Nelle 75 interviste in profondità, corredate da proiezioni e grafici, che costituiscono il dossier di questa operazione a cuore aperto, praticata in corsa, mentre Macao lavora sulla sua utopia concreta nei locali dell’ex macello comunale in viale Molise 68, emerge un’immagine dei lavoratori dell’economia dell’immateriale molto distante da quella tradizionale del «precario». «Tra gli attivisti che dedicano alla costruzione di Macao fino a 34 ore di lavoro a settimana – afferma Emanuele – abbiamo riscontrato una forte polarizzazione. Di solito si pensa che le occupazioni siano costituite da un precariato che non arriva a metà del mese. Invece a Macao c’è un 30% che guadagna sui 2 mila euro al mese, sta sul mercato e lavora con la partita Iva, assumendosi i rischi di questa attività tra cui i costi d’impresa e il recupero dei crediti. E c’è un 30% che è sotto la soglia di povertà, guadagna 300 euro al mese». Rispetto al movimento degli «intermittenti dello spettacolo» francesi che ha avuto una certa influenza sulle occupazion di teatri, atelier e cinema (teatro Valle o Angelo Mai a Roma, La Balena di Napoli, il Sale a Venezia, i teatri siciliani occupati), Macao vanta una composizione molto più eterogenea. Tra gli attivisti ci sono cocopro (13,3%), chi lavora con la ritenuta d’acconto (6,7%) o la partita Iva (23%); i giovani tra i 20 e i 30 anni (12%) che lavorano nel bacino del lavoro sommerso dell’industria creativa come hostess o addetti ai catering degli «eventi»; i dipendenti a tempo indeterminato (18%), soci di cooperative o aziende individuali. Il 28% arriva a svolgere fino a tre attività diverse, facendo così l’esperienza di quello che gli esperti definiscono ««disallineamento» tra la formazione (oltre il 20% è laureato, il 13% ha un master) e le mansioni svolte. Secondo gli attivisti di Macao questa pluralità operosa non è più riducibile ad una categoria professionale (il «lavoro della conoscenza»), ad una sociale (il «precariato») e nemmeno alla pretesa universalità del lavoro intellettuale (il «lavoro culturale»). Per ritrovare il filo che unisce questa moltitudine, piccolo campione del Quinto Stato milanese, bisogna piuttosto parlare di «culture del lavoro» che si riconoscono in un’azione comune.

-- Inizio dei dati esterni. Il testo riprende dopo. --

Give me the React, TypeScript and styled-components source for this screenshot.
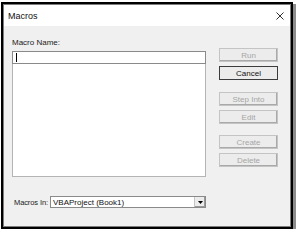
import React from 'react'
import styled, { createGlobalStyle } from 'styled-components'

const GlobalStyle = createGlobalStyle`
  html, body {
    margin: 0;
    padding: 0;
    background: #ffffff;
    font-family: "Liberation Sans", Arial, sans-serif;
  }
`

const Frame = styled.div`
  box-sizing: border-box;
  margin: 2px 0 0 1px;
  width: 292px;
  height: 227px;
  border: 2px solid #000;
  box-shadow: 3px 2px 0 #8c8c8c;
`

const Window = styled.div`
  box-sizing: border-box;
  height: 100%;
  border: 1px solid #7d7d7d;
  background: #f0f0f0;
  display: flex;
  flex-direction: column;
`

const TitleBar = styled.div`
  height: 21px;
  background: #fff;
  display: flex;
  align-items: center;
  justify-content: space-between;
  padding: 0 6px 0 4px;
  flex-shrink: 0;
`

const Title = styled.span`
  font-size: 9px;
  color: #111;
`

const Body = styled.div`
  flex: 1;
  display: flex;
  flex-direction: column;
  padding: 0 0 0 8px;
`

const Main = styled.div`
  display: grid;
  grid-template-columns: 194px 59px;
  column-gap: 13px;
`

const LeftCol = styled.div`
  display: flex;
  flex-direction: column;
  padding-top: 12px;
`

const Label = styled.label`
  font-size: 8px;
  line-height: 9px;
  color: #222;
  margin-bottom: 4px;
`

const NameInput = styled.div`
  box-sizing: border-box;
  height: 13px;
  background: #fff;
  border: 1px solid #8a8a8a;
  display: flex;
  align-items: center;
  padding-left: 3px;
`

const Caret = styled.span`
  width: 1px;
  height: 9px;
  background: #000;
`

const List = styled.div`
  box-sizing: border-box;
  height: 113px;
  background: #fff;
  border: 1px solid #b4b4b4;
  border-top: none;
`

const RightCol = styled.div`
  display: flex;
  flex-direction: column;
  padding-top: 22px;
`

const Button = styled.div<{ $disabled?: boolean; $default?: boolean; $gap?: number }>`
  box-sizing: border-box;
  height: 14px;
  margin-top: ${(p) => p.$gap ?? 0}px;
  display: flex;
  align-items: center;
  justify-content: center;
  font-size: 8px;
  color: ${(p) => (p.$disabled ? '#a6a6a6' : '#111')};
  background: #ececec;
  border: 1px solid ${(p) => (p.$default ? '#3c3c3c' : '#c4c4c4')};
  box-shadow: ${(p) => (p.$default ? 'none' : 'inset -1px -1px 0 #a9a9a9')};
`

const Footer = styled.div`
  display: flex;
  align-items: center;
  margin-top: 19px;
  padding-left: 2px;
`

const FooterLabel = styled.span`
  font-size: 7.5px;
  letter-spacing: -0.1px;
  color: #222;
  width: 36px;
  flex-shrink: 0;
  white-space: nowrap;
`

const Select = styled.div`
  box-sizing: border-box;
  width: 156px;
  height: 12px;
  background: #fff;
  border: 1px solid #8a8a8a;
  display: flex;
  align-items: center;
  justify-content: space-between;
  font-size: 8px;
  color: #111;
  padding-left: 2px;
`

const Arrow = styled.span`
  box-sizing: border-box;
  width: 11px;
  height: 10px;
  background: #ececec;
  border-left: 1px solid #c4c4c4;
  box-shadow: inset -1px -1px 0 #9a9a9a;
  display: flex;
  align-items: center;
  justify-content: center;
`

export default function App() {
  return (
    <>
      <GlobalStyle />
      <Frame>
        <Window>
          <TitleBar>
            <Title>Macros</Title>
            <svg width="8" height="8" viewBox="0 0 8 8">
              <path d="M0.5 0.5L7.5 7.5M7.5 0.5L0.5 7.5" stroke="#333" strokeWidth="1" />
            </svg>
          </TitleBar>
          <Body>
            <Main>
              <LeftCol>
                <Label>Macro Name:</Label>
                <NameInput>
                  <Caret />
                </NameInput>
                <List />
              </LeftCol>
              <RightCol>
                <Button $disabled>Run</Button>
                <Button $default $gap={4}>Cancel</Button>
                <Button $disabled $gap={12}>Step Into</Button>
                <Button $disabled $gap={4}>Edit</Button>
                <Button $disabled $gap={11}>Create</Button>
                <Button $disabled $gap={4}>Delete</Button>
              </RightCol>
            </Main>
            <Footer>
              <FooterLabel>Macros In:</FooterLabel>
              <Select>
                <span>VBAProject (Book1)</span>
                <Arrow>
                  <svg width="5" height="3" viewBox="0 0 5 3">
                    <path d="M0 0h5L2.5 3z" fill="#000" />
                  </svg>
                </Arrow>
              </Select>
            </Footer>
          </Body>
        </Window>
      </Frame>
    </>
  )
}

«Quella che Sergio Bologna ha definito “economia dell’evento” – continua Emanuele – mobilita molte più categorie di quelle che appartengono al lavoro cognitivo: c’è chi si occupa del trasporto, dell’allestimento, della costruzione di stand o impalcature, il lavoro intellettuale e quello esecutivo si scambiano i ruoli e spesso vengono svolti dalle stesse persone. C’è chi lavora in un bar, o fa il piastrellista, ma in realtà opera nel campo dell’arte o della cultura. Cè chi è laureato in beni culturali e fa il casting per la pubblicità, o chi lavora per Sky e cooperano con noi. Tutti operiamo nei flussi dell’industria creativa milanese e troviamo in Macao uno spazio per risemantizzare la propria vita, ricomporre una catena produttiva fuori dalla domanda e dall’offerta, fare esperienze di un’economia della condivisione dei saperi e anche delle spese». Spesso l’estrema duttilità, «multi-tasking» o ««riciclo di se stessi», spinge a smarrire la differenza tra il tempo di vita e quello del lavoro. Gli attivisti di Macao lavorano (o cercano lavoro) 29,3 giorni al mese, cioè sempre. Quello che sorprende è che, nonostante tutto, il 77% dice di difendersi dall’invasività di un lavoro che sbrana l’esistenza, e la psiche. «Macao è il nome comune di chi si sottrae al modello manageriale di ottimizzazione della produzione che ha devastato la cultura italiana negli ultimi 30 anni – afferma Paolo – La forte discontinuità che esso rappresenta rispetto all’auto-organizzazione tradizionale è che qui la produzione di segni è immediatamente mobilitazione politica. Non c’è da una parte la produzione di segni e dall’altra parte la mobilitazione politica. Questo segna la riscoperta dell’agire in comune e del lavoro in relazione a cui invitava Lia Cigarini già negli anni Novanta. La forte partecipazione delle donne in Macao è stata determinante per comprendere che oggi la qualità del lavoro sta nell’aumentare la qualità delle relazioni, non ill risultato, come dice il pensiero manageriale».